Entitled Neil Buchanan’s HOPE STREET, the 12-strong series of limited edition prints is a nostalgic and evocative collection of art inspired by Neil’s childhood memories growing up in Liverpool in the early 1960s.
The popular artist, who attracted an audience of six million viewers in the UK each week on Art Attack, is taking a much anticipated step back into the limelight after his rumoured death on the internet for the official launch on FRIDAY 7 OCTOBER in Rennies Gallery, at 61-63 Bold Street, Liverpool L1 4EZ from 6pm to 8pm where the new collection will be unveiled and displayed in the countdown to Christmas.
Neil has also created a charity painting called A Little HOPE with ten per cent of the sales of the limited edition canvases, being donated to help the work of the Alder Hey Imagine Appeal in Liverpool.
The popular TV artist will make a visit to Alder Hey on Friday 7 October between 2pm to 3pm to present the hospital with A Little HOPE stretched canvas and tour the inspiring ‘Arts for Health’ programme at one of the biggest and busiest children’s hospital in Europe.
Following a sinister rumour that ‘buried’ the artist after his reported ‘battle with colon cancer’, the talented, self-taught artist moved from Art Attack to his art attic at home to record and reflect the simpler days of his childhood in the early 60s, long before computers banished us to cyberspace and traffic clogged up our streets.
And so the seed of an idea was sown for a new, yet strangely familiar, adventure playground and Neil’s ‘second coming’ with the launch of Neil Buchanan’s HOPE STREET.
Neil Buchanan says, “I want to take you on a special journey. This voyage doesn’t involve a long car ride or train trip, because my HOPE STREET is not a place, it’s a state of mind... and it’s a nice place to be.

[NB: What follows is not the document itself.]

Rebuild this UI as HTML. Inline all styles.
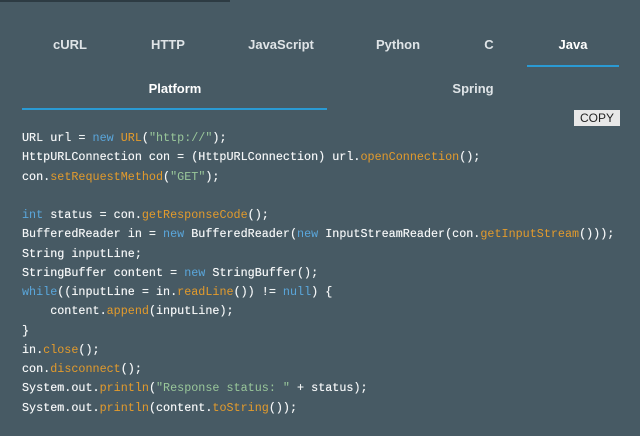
<!DOCTYPE html>
<html><head><style>
body{margin:0;width:640px;height:436px;background:#475a64;overflow:hidden;position:relative;font-family:"Liberation Sans",sans-serif}
.top{position:absolute;left:0;top:0;width:230px;height:2px;background:#2d3b43}
.t{position:absolute;color:#dfe4e7;font-weight:bold;font-size:13px;transform:translateX(-50%);white-space:nowrap}
.u{position:absolute;height:2px;background:#2a9ad3}
.copy{position:absolute;left:574px;top:110px;width:46px;height:16px;background:#e8e8e8;color:#222;font-size:12px;text-align:center;line-height:16px}
pre{position:absolute;left:22px;top:129px;margin:0;font-family:"Liberation Mono",monospace;font-size:11.75px;line-height:19.25px;color:#f4f6f7;font-weight:normal;text-shadow:0 0 0.4px #f4f6f7}
.k{color:#5aa7dc;text-shadow:none}.f{color:#e39b2c;text-shadow:none}.s{color:#99c79a;text-shadow:none}
</style></head><body>
<div class="top"></div>
<div class="t" style="left:70px;top:37px">cURL</div>
<div class="t" style="left:168px;top:37px">HTTP</div>
<div class="t" style="left:281px;top:37px">JavaScript</div>
<div class="t" style="left:398px;top:37px">Python</div>
<div class="t" style="left:489px;top:37px">C</div>
<div class="t" style="left:573px;top:37px;color:#fff">Java</div>
<div class="u" style="left:527px;top:65px;width:92px"></div>
<div class="t" style="left:175px;top:81px;color:#fff">Platform</div>
<div class="t" style="left:473px;top:81px">Spring</div>
<div class="u" style="left:22px;top:108px;width:305px"></div>
<div class="copy">COPY</div>
<pre>URL url = <span class="k">new</span> <span class="f">URL</span>(<span class="s">"http://"</span>);
HttpURLConnection con = (HttpURLConnection) url.<span class="f">openConnection</span>();
con.<span class="f">setRequestMethod</span>(<span class="s">"GET"</span>);

<span class="k">int</span> status = con.<span class="f">getResponseCode</span>();
BufferedReader in = <span class="k">new</span> BufferedReader(<span class="k">new</span> InputStreamReader(con.<span class="f">getInputStream</span>()));
String inputLine;
StringBuffer content = <span class="k">new</span> StringBuffer();
<span class="k">while</span>((inputLine = in.<span class="f">readLine</span>()) != <span class="k">null</span>) {
    content.<span class="f">append</span>(inputLine);
}
in.<span class="f">close</span>();
con.<span class="f">disconnect</span>();
System.out.<span class="f">println</span>(<span class="s">"Response status: "</span> + status);
System.out.<span class="f">println</span>(content.<span class="f">toString</span>());</pre>
</body></html>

"When I went out to play, I walked down my very own Hope Street everyday with the gift that only children truly possess in abundant measure - imagination.”
He added: "“I’m a sucker for nostalgia and I hope the paintings of my HOPE STREET will bring memories of your own childhood flooding back. As a performer, I want my pictures to perform for you and take you on a journey down your own HOPE STREET – to a place where you were free to dream and be whatever and whoever you wanted to be.”